The Bohr model for argon remains a staple in chemistry and physics curricula due to its pedagogical value. It introduces students to atomic structure, electron shells, and the concept of valence electrons in a tangible way. By mapping argon’s 18 electrons into distinct orbits, learners can grasp why noble gases are stable and less likely to form compounds. This foundational knowledge is crucial for understanding chemical bonding and reactivity.

Educators often use the Bohr model as a stepping stone to quantum mechanics, illustrating how scientific models evolve. For argon, students can visualize the transition from simple orbits to complex orbitals, appreciating the progression from Bohr to Schrödinger.
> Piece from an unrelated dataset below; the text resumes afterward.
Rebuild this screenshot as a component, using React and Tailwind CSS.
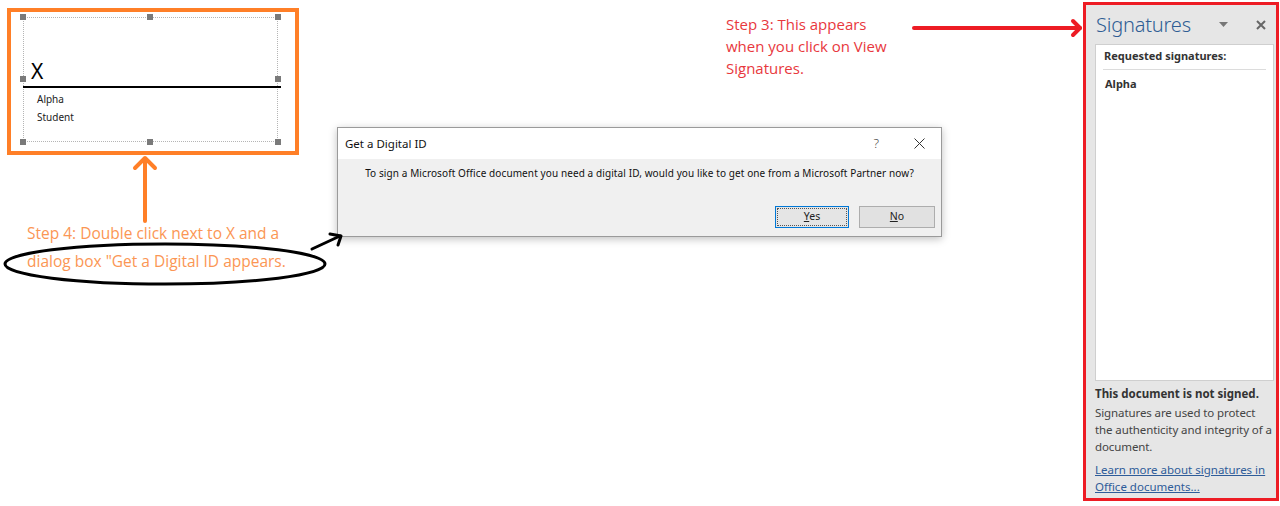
import React from 'react';

const Handle = ({ x, y }) => (
  <div
    className="absolute w-[6px] h-[6px] bg-[#7a7a7a]"
    style={{ left: x - 3, top: y - 3 }}
  />
);

const handles = [
  [23, 17], [150, 17], [278, 17],
  [23, 79], [278, 79],
  [23, 142], [150, 142], [278, 142],
];

const Annotations = () => (
  <svg className="absolute inset-0 pointer-events-none" width="1083" height="506">
    {/* orange arrow up to the signature box */}
    <g stroke="#ff7f27" strokeWidth="4" fill="none" strokeLinecap="round" strokeLinejoin="round">
      <line x1="145" y1="221" x2="145" y2="159" />
      <polyline points="135,168 145,158 155,168" />
    </g>
    {/* red arrow to the panel */}
    <g stroke="#ed1c24" strokeWidth="4" fill="none" strokeLinecap="round" strokeLinejoin="round">
      <line x1="914" y1="28" x2="1080" y2="28" />
      <polyline points="1073,21 1080,28 1073,35" />
    </g>
    {/* black ellipse and arrow to dialog */}
    <g stroke="#000" strokeWidth="3" fill="none" strokeLinecap="round" strokeLinejoin="round">
      <ellipse cx="165" cy="264" rx="160" ry="20" />
      <line x1="312" y1="249" x2="340" y2="236" />
      <polyline points="330,234 341,236 338,245" />
    </g>
  </svg>
);

const SignatureLine = () => (
  <div className="absolute left-[7px] top-[8px] w-[292px] h-[147px] border-4 border-[#ff7f27] bg-white" />
);

const Dialog = () => (
  <div
    className="absolute left-[337px] top-[127px] w-[605px] h-[110px] border border-[#9a9a9a] bg-[#f0f0f0] shadow-[0_2px_8px_rgba(0,0,0,0.25)] flex flex-col"
    style={{ fontFamily: '"Noto Sans", "Open Sans", sans-serif' }}
  >
    <div className="h-[31px] bg-white flex items-center pl-[7px] pr-[16px]">
      <span className="text-[11.5px] text-[#111]">Get a Digital ID</span>
      <span className="ml-auto text-[13px] text-[#444] font-light">?</span>
      <svg className="ml-[35px]" width="11" height="11" viewBox="0 0 11 11">
        <path d="M0.5 0.5L10.5 10.5M10.5 0.5L0.5 10.5" stroke="#333" strokeWidth="1" />
      </svg>
    </div>
    <div className="text-center text-[10px] text-[#111] mt-[7px] tracking-[0.1px]">
      To sign a Microsoft Office document you need a digital ID, would you like to get one from a Microsoft Partner now?
    </div>
    <div className="mt-auto mb-[8px] mr-[6px] flex justify-end gap-[10px]">
      <div className="w-[74px] h-[22px] border border-[#0078d7] bg-[#e5e5e5] p-[1px]">
        <div className="w-full h-full border border-dotted border-[#555] flex items-center justify-center text-[10.5px] text-[#222]">
          <span><span className="underline">Y</span>es</span>
        </div>
      </div>
      <div className="w-[76px] h-[22px] border border-[#adadad] bg-[#e1e1e1] flex items-center justify-center text-[10.5px] text-[#222]">
        <span><span className="underline">N</span>o</span>
      </div>
    </div>
  </div>
);

const SignaturesPanel = () => (
  <div
    className="w-[196px] mt-[2px] mb-[5px] mr-[1px] border-[3px] border-[#ed1c24] bg-[#e6e6e6] flex flex-col"
    style={{ fontFamily: '"Noto Sans", "Open Sans", sans-serif' }}
  >
    <div className="h-[39px] flex items-center pl-[10px] pr-[10px]">
      <span className="text-[20px] font-light text-[#2f5d94] tracking-[-0.2px]">Signatures</span>
      <svg className="ml-auto mr-[28px]" width="9" height="5" viewBox="0 0 9 5">
        <path d="M0 0H9L4.5 5Z" fill="#777" />
      </svg>
      <svg width="10" height="10" viewBox="0 0 10 10">
        <path d="M1 1L9 9M9 1L1 9" stroke="#666" strokeWidth="2" />
      </svg>
    </div>
    <div className="ml-[9px] mr-[2px] h-[337px] bg-white border border-[#cfcfcf] pt-[3px] px-[7px]">
      <div className="text-[11px] font-bold text-[#333] pb-[4px] border-b border-[#dcdcdc] pl-[1px]">
        Requested signatures:
      </div>
      <div className="text-[11px] font-bold text-[#333] mt-[6px] pl-[2px]">Alpha</div>
    </div>
    <div className="pl-[9px] pr-0 pt-[4px] text-[#333]">
      <div className="text-[11.5px] font-bold leading-[17px]">This document is not signed.</div>
      <p className="text-[11.5px] leading-[17px] mt-[2px] text-[#444] whitespace-nowrap tracking-[-0.1px]">
        Signatures are used to protect<br />the authenticity and integrity of a<br />document.
      </p>
      <p className="text-[11.5px] leading-[17px] mt-[6px] text-[#2e5c99] underline">
        Learn more about signatures in Office documents...
      </p>
    </div>
  </div>
);

export default function App() {
  return (
    <div className="w-[1280px] h-[506px] bg-white flex overflow-hidden">
      <div className="relative flex-1">
        <SignatureLine />
        <div className="absolute left-[23px] top-[17px] w-[255px] h-[125px] border border-dotted border-[#b5b5b5]" />
        <div className="absolute left-[23px] top-[86px] w-[258px] h-[2px] bg-black" />
        <span
          className="absolute left-[31px] top-[61px] text-[21px] leading-none text-black"
          style={{ fontFamily: '"Noto Sans", sans-serif' }}
        >
          X
        </span>
        <div
          className="absolute left-[37px] top-[90px] text-[10px] leading-[18px] text-[#222]"
          style={{ fontFamily: '"Noto Sans", sans-serif' }}
        >
          <div>Alpha</div>
          <div>Student</div>
        </div>
        {handles.map(([x, y]) => (
          <Handle key={`${x}-${y}`} x={x} y={y} />
        ))}

        <div
          className="absolute left-[726px] top-[13px] w-[200px] text-[15px] leading-[22px] text-[#e8383d]"
          style={{ fontFamily: '"Open Sans", sans-serif' }}
        >
          Step 3: This appears<br />when you click on View<br />Signatures.
        </div>

        <div
          className="absolute left-[27px] top-[219px] text-[15.5px] leading-[28px] text-[#fb9654]"
          style={{ fontFamily: '"Open Sans", sans-serif' }}
        >
          Step 4: Double click next to X and a<br />dialog box "Get a Digital ID appears.
        </div>

        <Dialog />
        <Annotations />
      </div>
      <SignaturesPanel />
    </div>
  );
}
This historical perspective fosters critical thinking about the nature of scientific theories and their limitations.

Conclusion

The Bohr model for argon encapsulates a transformative moment in atomic science, offering a clear, visual explanation of electron arrangement and stability. While not without limitations, it provides an essential framework for understanding argon’s chemical inertness and periodic properties. As science advances, the Bohr model persists as a vital educational tool, bridging classical and modern atomic theories. For argon, this model remains a testament to humanity’s quest to unravel the fundamental structure of matter.